Collection entries:
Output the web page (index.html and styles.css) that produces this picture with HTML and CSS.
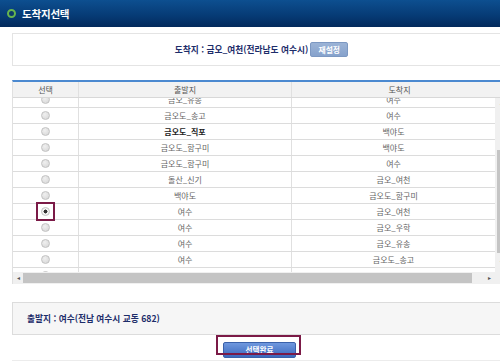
FILE: index.html
```html
<!DOCTYPE html>
<html lang="ko">
<head>
    <meta charset="UTF-8">
    <meta name="viewport" content="width=device-width, initial-scale=1.0">
    <title>도착지선택</title>
    <link rel="stylesheet" href="styles.css">
</head>
<body>
    <div class="header">
        <span class="header-dot"></span>
        <h1>도착지선택</h1>
    </div>
    <div class="content">
        <div class="dest-box">
            <span class="dest-text">도착지 : 금오_여천(전라남도 여수시)</span>
            <button class="btn-reset">재설정</button>
        </div>

        <div class="grid">
            <div class="grid-head">
                <div>선택</div>
                <div>출발지</div>
                <div>도착지</div>
            </div>
            <div class="grid-body">
                <div class="rows-wrap">
                    <div class="rows">
                        <div class="row"><div><span class="radio"></span></div><div>금오_유송</div><div>여수</div></div>
                        <div class="row"><div><span class="radio"></span></div><div>금오도_송고</div><div>여수</div></div>
                        <div class="row"><div><span class="radio"></span></div><div class="strong">금오도_직포</div><div>백야도</div></div>
                        <div class="row"><div><span class="radio"></span></div><div>금오도_함구미</div><div>백야도</div></div>
                        <div class="row"><div><span class="radio"></span></div><div>금오도_함구미</div><div>여수</div></div>
                        <div class="row"><div><span class="radio"></span></div><div>돌산_신기</div><div>금오_여천</div></div>
                        <div class="row"><div><span class="radio"></span></div><div>백야도</div><div>금오도_함구미</div></div>
                        <div class="row"><div><span class="radio checked"><span class="focus-box"></span></span></div><div>여수</div><div>금오_여천</div></div>
                        <div class="row"><div><span class="radio"></span></div><div>여수</div><div>금오_우학</div></div>
                        <div class="row"><div><span class="radio"></span></div><div>여수</div><div>금오_유송</div></div>
                        <div class="row"><div><span class="radio"></span></div><div>여수</div><div>금오도_송고</div></div>
                        <div class="row"><div><span class="radio"></span></div><div>여수</div><div>금오도_함구미</div></div>
                    </div>
                </div>
                <div class="vscroll">
                    <span class="arrow">&#9652;</span>
                    <span class="vthumb"></span>
                    <span class="arrow">&#9662;</span>
                </div>
            </div>
            <div class="hscroll">
                <div class="htrack">
                    <span class="arrow">&#9666;</span>
                    <span class="hthumb"></span>
                    <span class="arrow">&#9656;</span>
                </div>
                <div class="corner"></div>
            </div>
        </div>

        <div class="start-box">출발지 : 여수(전남 여수시 교동 682)</div>

        <div class="actions">
            <div class="btn-wrap">
                <button class="btn-done">선택완료</button>
                <span class="focus-box wide"></span>
            </div>
        </div>
    </div>
</body>
</html>
```

FILE: styles.css
```css
body {
    margin: 0;
    width: 500px;
    height: 361px;
    overflow: hidden;
    background: #fff;
    font-family: 'Noto Sans CJK KR', 'Noto Sans', sans-serif;
    color: #555;
}
.header {
    height: 27px;
    display: flex;
    align-items: center;
    gap: 6px;
    padding-left: 7px;
    background: linear-gradient(to bottom, #0d4f90, #063a74 60%, #022a5c);
}
.header-dot {
    width: 5px;
    height: 5px;
    border: 2px solid #67b54e;
    border-radius: 50%;
    background: #0c3a6a;
}
.header h1 {
    margin: 0;
    font-size: 10.5px;
    font-weight: bold;
    color: #fff;
    letter-spacing: -0.2px;
}
.content {
    width: 495px;
    padding: 6px 0 0 12px;
}
.dest-box {
    height: 31px;
    border: 1px solid #e4e4e4;
    display: flex;
    align-items: center;
    justify-content: center;
    gap: 2px;
    padding-left: 4px;
}
.dest-text {
    font-size: 8.7px;
    font-weight: bold;
    color: #1d2d6a;
}
.btn-reset {
    width: 38px;
    height: 15px;
    padding: 0;
    border: 1px solid #7c98c2;
    border-radius: 2px;
    background: linear-gradient(to bottom, #9bb3d6, #86a2cc);
    color: #fff;
    font-family: inherit;
    font-size: 7.8px;
    font-weight: bold;
}
.grid {
    margin-top: 14px;
    border-top: 2px solid #4b89d0;
    border-left: 1px solid #e0e0e0;
}
.grid-head,
.row {
    display: grid;
    grid-template-columns: 65px 213px 1fr;
    text-align: center;
}
.grid-head {
    height: 16px;
    background: #f2f2f2;
    border-bottom: 1px solid #d8d8d8;
    box-sizing: border-box;
    font-size: 8px;
    line-height: 15px;
    color: #555;
}
.grid-head div + div,
.row div + div {
    border-left: 1px solid #e0e0e0;
}
.grid-body {
    display: flex;
    height: 174px;
}
.rows-wrap {
    flex: 1;
    overflow: hidden;
}
.rows {
    margin-top: -6px;
}
.row {
    height: 16px;
    box-sizing: border-box;
    border-bottom: 1px solid #dcdcdc;
    font-size: 8px;
    line-height: 15px;
    color: #666;
}
.row .strong {
    color: #222;
    font-weight: bold;
}
.row div:first-child {
    display: flex;
    align-items: center;
    justify-content: center;
}
.radio {
    position: relative;
    width: 7px;
    height: 7px;
    border: 1px solid #c2c2c2;
    border-radius: 50%;
    background: radial-gradient(circle at 40% 35%, #f0f0f0, #d4d4d4);
}
.radio.checked {
    background: radial-gradient(circle, #333 0 1.8px, #f4f4f4 2.2px);
}
.focus-box {
    position: absolute;
    top: -6px;
    left: -6px;
    width: 15px;
    height: 15px;
    border: 2px solid #7b1a47;
}
.vscroll {
    width: 12px;
    background: #f0f0f0;
    display: flex;
    flex-direction: column;
    align-items: center;
}
.vthumb {
    width: 9px;
    height: 103px;
    margin: 42px 0 4px;
    background: #c4c4c4;
}
.arrow {
    font-size: 6px;
    line-height: 10px;
    color: #555;
}
.hscroll {
    display: flex;
    height: 12px;
}
.htrack {
    flex: 1;
    display: flex;
    align-items: center;
    background: #f0f0f0;
    padding: 0 4px;
    gap: 3px;
}
.hthumb {
    flex: 1;
    height: 10px;
    background: #c4c4c4;
    margin-right: 13px;
}
.corner {
    width: 12px;
    background: #f0f0f0;
}
.start-box {
    margin-top: 18px;
    height: 31px;
    border: 1px solid #dcdcdc;
    border-right: none;
    background: #f6f6f6;
    padding-left: 14px;
    font-size: 8.7px;
    font-weight: bold;
    line-height: 31px;
    color: #1d2d6a;
}
.actions {
    display: flex;
    justify-content: center;
    padding-top: 7px;
    height: 18px;
    border-bottom: 1px solid #ececec;
}
.btn-wrap {
    position: relative;
    height: 16px;
}
.btn-done {
    display: block;
    width: 73px;
    height: 16px;
    padding: 0;
    border: 1px solid #3a61aa;
    border-radius: 2px;
    background: linear-gradient(to bottom, #6f98de, #3b68bd);
    color: #fff;
    font-family: inherit;
    font-size: 7.6px;
    font-weight: bold;
    line-height: 14px;
}
.focus-box.wide {
    top: -7px;
    left: -7px;
    width: 81px;
    height: 16px;
}
```
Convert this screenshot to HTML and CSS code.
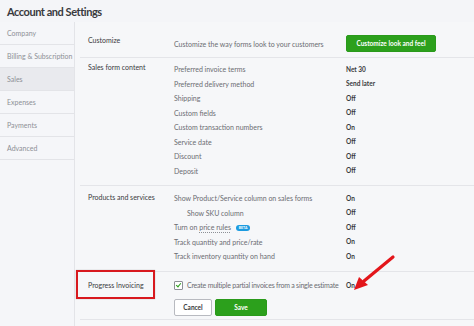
FILE: index.html
```html
<!DOCTYPE html>
<html lang="en">
  <head>
    <meta charset="UTF-8" />
    <meta name="viewport" content="width=device-width, initial-scale=1.0" />
    <link rel="stylesheet" href="styles.css">
    <title>Account and Settings</title>
  </head>
  <body>
    <h1 class="page-title">Account and Settings</h1>
    <div class="layout">
      <aside class="side-nav">
        <div class="nav-item">Company</div>
        <div class="nav-item">Billing &amp; Subscription</div>
        <div class="nav-item active">Sales</div>
        <div class="nav-item">Expenses</div>
        <div class="nav-item">Payments</div>
        <div class="nav-item">Advanced</div>
      </aside>

      <main class="settings">
        <section class="section customize">
          <div class="section-label">Customize</div>
          <div class="desc">Customize the way forms look to your customers</div>
          <div><button class="btn btn-green btn-wide">Customize look and feel</button></div>
        </section>

        <section class="section sales">
          <div class="section-label">Sales form content</div>
          <div class="rows">
            <div class="row"><span>Preferred invoice terms</span><b>Net 30</b></div>
            <div class="row"><span>Preferred delivery method</span><b>Send later</b></div>
            <div class="row"><span>Shipping</span><b>Off</b></div>
            <div class="row"><span>Custom fields</span><b>Off</b></div>
            <div class="row"><span>Custom transaction numbers</span><b>On</b></div>
            <div class="row"><span>Service date</span><b>Off</b></div>
            <div class="row"><span>Discount</span><b>Off</b></div>
            <div class="row"><span>Deposit</span><b>Off</b></div>
          </div>
        </section>

        <section class="section products">
          <div class="section-label">Products and services</div>
          <div class="rows">
            <div class="row"><span>Show Product/Service column on sales forms</span><b>On</b></div>
            <div class="row"><span class="indent">Show SKU column</span><b>Off</b></div>
            <div class="row"><span>Turn on <u class="dotted">price rules</u> <i class="beta">BETA</i></span><b>Off</b></div>
            <div class="row"><span>Track quantity and price/rate</span><b>On</b></div>
            <div class="row"><span>Track inventory quantity on hand</span><b>On</b></div>
          </div>
        </section>

        <section class="section progress">
          <div class="section-label highlight">Progress Invoicing</div>
          <div class="rows">
            <div class="row">
              <span class="check-line"><span class="checkbox"></span>Create multiple partial invoices from a single estimate</span><b>On</b>
            </div>
            <div class="actions">
              <button class="btn btn-white">Cancel</button>
              <button class="btn btn-green btn-save">Save</button>
            </div>
          </div>
          <svg class="arrow" width="48" height="40" viewBox="0 0 48 40">
            <line x1="43" y1="3" x2="14" y2="27" stroke="#e3161b" stroke-width="3.2" stroke-linecap="round" />
            <polygon points="4,36 9,23 18,31" fill="#e3161b" />
          </svg>
        </section>
      </main>
    </div>
  </body>
</html>
```

FILE: styles.css
```css
body {
  margin: 0;
  background: #f4f5f8;
  font-family: Lato, "Liberation Sans", sans-serif;
  color: #6b6c72;
  font-size: 7px;
}

.page-title {
  margin: 0;
  height: 22px;
  padding-left: 7px;
  line-height: 23px;
  font-size: 11px;
  font-weight: 700;
  letter-spacing: -0.45px;
  color: #393a3d;
}

.layout {
  display: flex;
}

.side-nav {
  width: 74px;
  height: 304px;
  border-right: 1px solid #e3e4e8;
  background: #f5f6f9;
}

.nav-item {
  height: 22px;
  line-height: 22px;
  padding-left: 7px;
  border-bottom: 1px solid #e3e4e8;
  color: #8d9096;
  white-space: nowrap;
}

.nav-item.active {
  background: #e9eaee;
}

.settings {
  flex: 1;
  padding-left: 5px;
  background: #f6f7f9;
}

.section {
  display: grid;
  grid-template-columns: 86px 1fr;
  padding-left: 8px;
  border-bottom: 1px solid #e4e5e9;
  position: relative;
}

.section-label {
  color: #393a3d;
  padding-top: 5px;
}

.section.customize {
  grid-template-columns: 86px 172px 1fr;
  align-items: center;
  padding-top: 13px;
  padding-bottom: 5px;
}

.section.customize .section-label {
  padding-top: 0;
  margin-top: -8px;
}

.rows {
  padding: 4px 0 7px;
}

.products .section-label {
  padding-top: 7px;
}

.products .rows {
  padding: 5px 0 7.5px;
}

.row {
  display: grid;
  grid-template-columns: 172px 1fr;
  height: 14.5px;
  align-items: center;
}

.row b {
  color: #393a3d;
  font-weight: 700;
  font-size: 6.5px;
}

.indent {
  padding-left: 13px;
}

.dotted {
  text-decoration: underline dotted #8d9096;
  text-underline-offset: 2px;
}

.beta {
  display: inline-block;
  font-style: normal;
  font-size: 3.5px;
  font-weight: 700;
  color: #fff;
  background: #1b9be0;
  border-radius: 4px;
  padding: 1px 3px;
  vertical-align: 1px;
  margin-left: 3px;
}

.btn {
  font-family: Lato, "Liberation Sans", sans-serif;
  font-size: 6.5px;
  font-weight: 700;
  border-radius: 2px;
  cursor: pointer;
}

.btn-green {
  background: #2ca01c;
  border: 1px solid #2a9a1b;
  color: #fff;
}

.btn-wide {
  width: 90px;
  height: 17px;
}

.section.progress {
  height: 47px;
}

.highlight {
  position: relative;
  padding-top: 9px;
}

.highlight::before {
  content: "";
  position: absolute;
  left: -12px;
  top: -2px;
  width: 75px;
  height: 25px;
  border: 2px solid #d8191e;
  box-shadow: 0 0 1px rgba(0, 0, 0, 0.3);
}

.progress .rows {
  padding-top: 6px;
}

.check-line {
  display: flex;
  align-items: center;
  letter-spacing: -0.22px;
  white-space: nowrap;
}

.checkbox {
  position: relative;
  width: 7px;
  height: 7px;
  border: 1px solid #8d9096;
  border-radius: 1px;
  background: #fff;
  margin-right: 4px;
}

.checkbox::after {
  content: "";
  position: absolute;
  left: 2px;
  top: 0;
  width: 2px;
  height: 4px;
  border: solid #2ca01c;
  border-width: 0 1px 1px 0;
  transform: rotate(40deg);
}

.actions {
  display: flex;
  gap: 3px;
  margin-top: 6px;
}

.btn-white {
  width: 38px;
  height: 17px;
  background: #fff;
  border: 1px solid #b8bac0;
  color: #393a3d;
}

.btn-save {
  width: 52px;
  height: 17px;
}

.arrow {
  position: absolute;
  left: 270px;
  top: -18px;
}
```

To be done →
The lines above form a set of records; determine how many of them contain the string "page" and give that number alone.

Exercise answer →
3